Exercise description: Which lines below hold the word "that"? Copy all of them.

Raw data:
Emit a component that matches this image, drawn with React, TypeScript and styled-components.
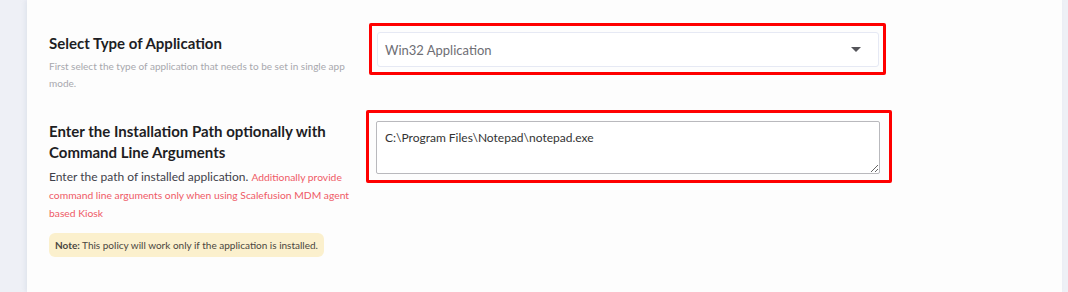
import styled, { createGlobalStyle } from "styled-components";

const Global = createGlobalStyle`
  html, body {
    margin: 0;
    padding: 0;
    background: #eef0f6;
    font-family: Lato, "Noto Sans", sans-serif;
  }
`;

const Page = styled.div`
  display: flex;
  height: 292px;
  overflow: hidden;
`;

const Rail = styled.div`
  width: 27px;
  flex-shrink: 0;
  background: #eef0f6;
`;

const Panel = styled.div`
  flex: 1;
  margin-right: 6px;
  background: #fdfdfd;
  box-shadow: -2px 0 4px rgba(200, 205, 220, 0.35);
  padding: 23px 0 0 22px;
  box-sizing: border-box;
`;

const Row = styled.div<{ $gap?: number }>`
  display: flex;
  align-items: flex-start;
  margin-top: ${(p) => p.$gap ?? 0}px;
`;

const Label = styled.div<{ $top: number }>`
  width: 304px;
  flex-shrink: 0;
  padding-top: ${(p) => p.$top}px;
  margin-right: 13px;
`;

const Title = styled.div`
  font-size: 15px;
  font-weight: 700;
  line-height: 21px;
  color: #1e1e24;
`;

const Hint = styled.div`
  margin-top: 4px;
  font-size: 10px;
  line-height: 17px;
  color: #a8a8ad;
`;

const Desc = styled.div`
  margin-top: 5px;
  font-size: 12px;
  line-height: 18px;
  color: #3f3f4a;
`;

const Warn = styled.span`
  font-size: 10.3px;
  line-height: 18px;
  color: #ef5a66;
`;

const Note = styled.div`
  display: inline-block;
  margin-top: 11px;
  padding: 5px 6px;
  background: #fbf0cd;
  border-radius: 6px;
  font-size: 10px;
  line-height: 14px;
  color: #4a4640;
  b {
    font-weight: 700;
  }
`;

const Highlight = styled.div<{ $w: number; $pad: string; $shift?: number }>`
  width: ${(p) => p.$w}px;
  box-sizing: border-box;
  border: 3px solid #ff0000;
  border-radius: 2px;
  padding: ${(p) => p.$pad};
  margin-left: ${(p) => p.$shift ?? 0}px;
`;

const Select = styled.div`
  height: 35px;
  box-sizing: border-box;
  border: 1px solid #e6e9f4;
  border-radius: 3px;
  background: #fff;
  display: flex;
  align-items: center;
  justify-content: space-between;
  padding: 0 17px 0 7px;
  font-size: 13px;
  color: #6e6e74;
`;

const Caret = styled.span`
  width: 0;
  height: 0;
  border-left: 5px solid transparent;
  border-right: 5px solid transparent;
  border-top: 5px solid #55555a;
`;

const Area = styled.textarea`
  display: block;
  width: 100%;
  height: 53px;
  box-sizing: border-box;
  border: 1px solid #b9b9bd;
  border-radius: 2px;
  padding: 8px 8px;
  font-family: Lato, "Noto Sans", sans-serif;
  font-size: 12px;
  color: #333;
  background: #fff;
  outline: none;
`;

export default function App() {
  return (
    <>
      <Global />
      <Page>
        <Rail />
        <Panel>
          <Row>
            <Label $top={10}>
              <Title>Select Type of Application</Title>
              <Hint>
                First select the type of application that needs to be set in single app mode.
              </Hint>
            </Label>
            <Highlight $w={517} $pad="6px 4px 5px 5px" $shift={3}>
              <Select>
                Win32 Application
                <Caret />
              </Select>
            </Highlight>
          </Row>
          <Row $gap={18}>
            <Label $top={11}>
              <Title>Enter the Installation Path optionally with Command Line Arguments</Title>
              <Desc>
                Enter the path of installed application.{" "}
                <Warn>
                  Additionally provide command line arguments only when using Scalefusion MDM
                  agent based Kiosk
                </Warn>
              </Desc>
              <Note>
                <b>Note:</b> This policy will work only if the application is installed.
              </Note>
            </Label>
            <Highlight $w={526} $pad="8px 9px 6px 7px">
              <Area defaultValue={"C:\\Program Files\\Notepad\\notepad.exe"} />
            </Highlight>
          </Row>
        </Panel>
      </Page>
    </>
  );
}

Reply:
Emit a component that matches this image, drawn with React, TypeScript and styled-components.
                First select the type of application that needs to be set in single app mode.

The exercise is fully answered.